The family wanted to pay it all to China to get Wendell sprung immediately. Instead the government accepted a deal for about $25,000 for the sentence to be cut in half. A release date was set.

He would leave the country on Sept. 24, 2019, exactly three years after the incident. Just as important, in the interim, American embassy workers were able to visit Wendell in prison and set it up so he could occasionally Skype back to the United States with his mother, son and others.

At last she could see he was, at the very least, safe.

Family and friends await the arrival of Wendell Brown at the Detroit Metropolitan Wayne County Airport. (Dan Wetzel/Yahoo Sports)
Family and friends await the arrival of Wendell Brown at Detroit Metropolitan Wayne County Airport. (Dan Wetzel/Yahoo Sports)

Wendell Brown finally comes home

Wendell touched down at LAX late in the afternoon on Tuesday. Antoinette, unable to wait any longer, had flown there to meet him after he hustled through customs. Matt Liston and his cameras were there to capture it all for a future project. Everyone then quickly boarded a red-eye to Detroit.

At the airport, dozens of family and friends arrived just after 5 a.m. to greet the arrival. Dan Redford, a sports marketer with extensive experience in China who had joined the rag-tag “Free Wendell” team, was there to coordinate. Like most people involved in helping with this case, it was the first time he would meet Wendell, or almost anyone else involved.

The reunion was as predicted: cheers and tears, hugs and kisses. They would soon head back to Detroit for a full and proper Thanksgiving dinner, as Wendell requested, made by his grandma.

“No Chinese food,” one cousin joked.

Wendell looked ripped, a combination he said of endless pushups in his cell and losing 30 pounds due to prison cuisine. He would utter no other negatives about his experience. He declined to criticize anyone or anything. He didn’t even want to describe his conditions.

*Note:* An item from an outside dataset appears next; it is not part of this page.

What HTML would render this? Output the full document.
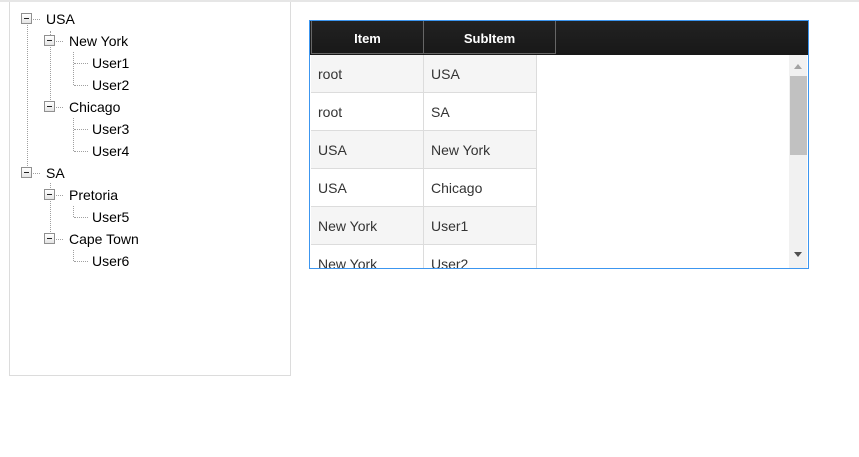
<!DOCTYPE html>
<html><head><style>
body{margin:0;width:859px;height:457px;background:#fff;position:relative;overflow:hidden;font-family:"Liberation Sans",Arial,sans-serif}
.topline{position:absolute;left:0;top:0;width:859px;height:2px;background:#e6e6e6}
.tree{position:absolute;left:9px;top:2px;width:280px;height:373px;border:1px solid #dcdcdc;border-top:none}
.b{position:absolute;width:9px;height:9px;border:1px solid #909090;background:linear-gradient(#fff,#e4e4e4)}
.b:after{content:"";position:absolute;left:2px;top:4px;width:5px;height:1px;background:#222}
.v{position:absolute;width:0;border-left:1px dotted #a0a0a0}
.h{position:absolute;height:0;border-top:1px dotted #a0a0a0}
.t{position:absolute;font-size:14px;color:#000;line-height:16px}
.grid{position:absolute;left:309px;top:20px;width:498px;height:247px;border:1px solid #3c96f0;overflow:hidden;font-family:"Liberation Sans","DejaVu Sans",sans-serif}
.hd{position:absolute;left:0;top:0;width:498px;height:34px;background:linear-gradient(#222,#181818)}
.hc{position:absolute;top:0;height:32px;border:1px solid #666;border-top:none;color:#fff;font-weight:bold;font-size:13px;line-height:36px;text-align:center}
.r{position:absolute;left:1px;width:226px;height:37px;border-bottom:1px solid #dcdcdc}
.c{position:absolute;top:0;height:37px;line-height:38px;font-size:14px;color:#333;padding-left:7px;box-sizing:border-box;border-right:1px solid #dcdcdc}
.sb{position:absolute;left:479px;top:34px;width:18px;height:213px;background:#f1f1f1}
</style></head><body>
<div class="topline"></div>
<div class="tree"></div>
<!-- tree lines -->
<div class="v" style="left:27px;top:25px;height:143px"></div>
<div class="v" style="left:50px;top:31px;height:8px"></div>
<div class="v" style="left:50px;top:47px;height:55px"></div>
<div class="v" style="left:73px;top:52px;height:33px"></div>
<div class="v" style="left:73px;top:118px;height:33px"></div>
<div class="v" style="left:50px;top:183px;height:51px"></div>
<div class="v" style="left:73px;top:206px;height:11px"></div>
<div class="v" style="left:73px;top:250px;height:11px"></div>
<div class="h" style="left:33px;top:19px;width:7px"></div>
<div class="h" style="left:33px;top:173px;width:7px"></div>
<div class="h" style="left:56px;top:41px;width:7px"></div>
<div class="h" style="left:56px;top:107px;width:7px"></div>
<div class="h" style="left:56px;top:195px;width:7px"></div>
<div class="h" style="left:56px;top:239px;width:7px"></div>
<div class="h" style="left:74px;top:63px;width:14px"></div>
<div class="h" style="left:74px;top:85px;width:14px"></div>
<div class="h" style="left:74px;top:129px;width:14px"></div>
<div class="h" style="left:74px;top:151px;width:14px"></div>
<div class="h" style="left:74px;top:217px;width:14px"></div>
<div class="h" style="left:74px;top:261px;width:14px"></div>
<div class="b" style="left:21px;top:13px"></div>
<div class="b" style="left:21px;top:167px"></div>
<div class="b" style="left:44px;top:35px"></div>
<div class="b" style="left:44px;top:101px"></div>
<div class="b" style="left:44px;top:189px"></div>
<div class="b" style="left:44px;top:233px"></div>
<div class="t" style="left:46px;top:11px">USA</div>
<div class="t" style="left:69px;top:33px">New York</div>
<div class="t" style="left:92px;top:55px">User1</div>
<div class="t" style="left:92px;top:77px">User2</div>
<div class="t" style="left:69px;top:99px">Chicago</div>
<div class="t" style="left:92px;top:121px">User3</div>
<div class="t" style="left:92px;top:143px">User4</div>
<div class="t" style="left:46px;top:165px">SA</div>
<div class="t" style="left:69px;top:187px">Pretoria</div>
<div class="t" style="left:92px;top:209px">User5</div>
<div class="t" style="left:69px;top:231px">Cape Town</div>
<div class="t" style="left:92px;top:253px">User6</div>

<div class="grid">
<div class="hd">
<div class="hc" style="left:1px;width:111px">Item</div>
<div class="hc" style="left:113px;width:131px">SubItem</div>
</div>
<div class="r" style="top:34px;background:#f5f5f5"><div class="c" style="left:0;width:113px">root</div><div class="c" style="left:113px;width:113px">USA</div></div>
<div class="r" style="top:72px;background:#fff"><div class="c" style="left:0;width:113px">root</div><div class="c" style="left:113px;width:113px">SA</div></div>
<div class="r" style="top:110px;background:#f5f5f5"><div class="c" style="left:0;width:113px">USA</div><div class="c" style="left:113px;width:113px">New York</div></div>
<div class="r" style="top:148px;background:#fff"><div class="c" style="left:0;width:113px">USA</div><div class="c" style="left:113px;width:113px">Chicago</div></div>
<div class="r" style="top:186px;background:#f5f5f5"><div class="c" style="left:0;width:113px">New York</div><div class="c" style="left:113px;width:113px">User1</div></div>
<div class="r" style="top:224px;background:#fff"><div class="c" style="left:0;width:113px">New York</div><div class="c" style="left:113px;width:113px">User2</div></div>
<div class="sb">
<div style="position:absolute;left:5px;top:9px;width:0;height:0;border-left:4px solid transparent;border-right:4px solid transparent;border-bottom:5px solid #a3a3a3"></div>
<div style="position:absolute;left:1px;top:21px;width:17px;height:79px;background:#c1c1c1"></div>
<div style="position:absolute;left:5px;top:197px;width:0;height:0;border-left:4px solid transparent;border-right:4px solid transparent;border-top:5px solid #505050"></div>
</div>
</div>
</body></html>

“It was prison,” he said, leaving it at that.

China was behind him. Everything else was in front of him. Seeing his son. Teaching again, he hoped. He’d even learned how to speak a measure of Mandarin during his time in prison. Hopefully some coaching. Right now, though, food and sleep and time with his family.

“To be finally able to laugh together, those meals we have been missing together,” Wendell said. “My family is very tight-knit, very close.”

There was no doubt about that. This was an All-American family. A family built on love and support and faith. A family whose faith was tested. A family who, quite incredibly, found this entire horrible, frustrating ordeal was somehow, in the end, worth it all.

“We are together now,” Antoinette said. “That’s all that matters. God is good.”

In the baggage claim of the Detroit airport on Wednesday morning, good was, at last, everywhere.

If anyone was still paying attention, long after LaVar Ball and Donald Trump departed the narrative, it was one heck of a story to witness.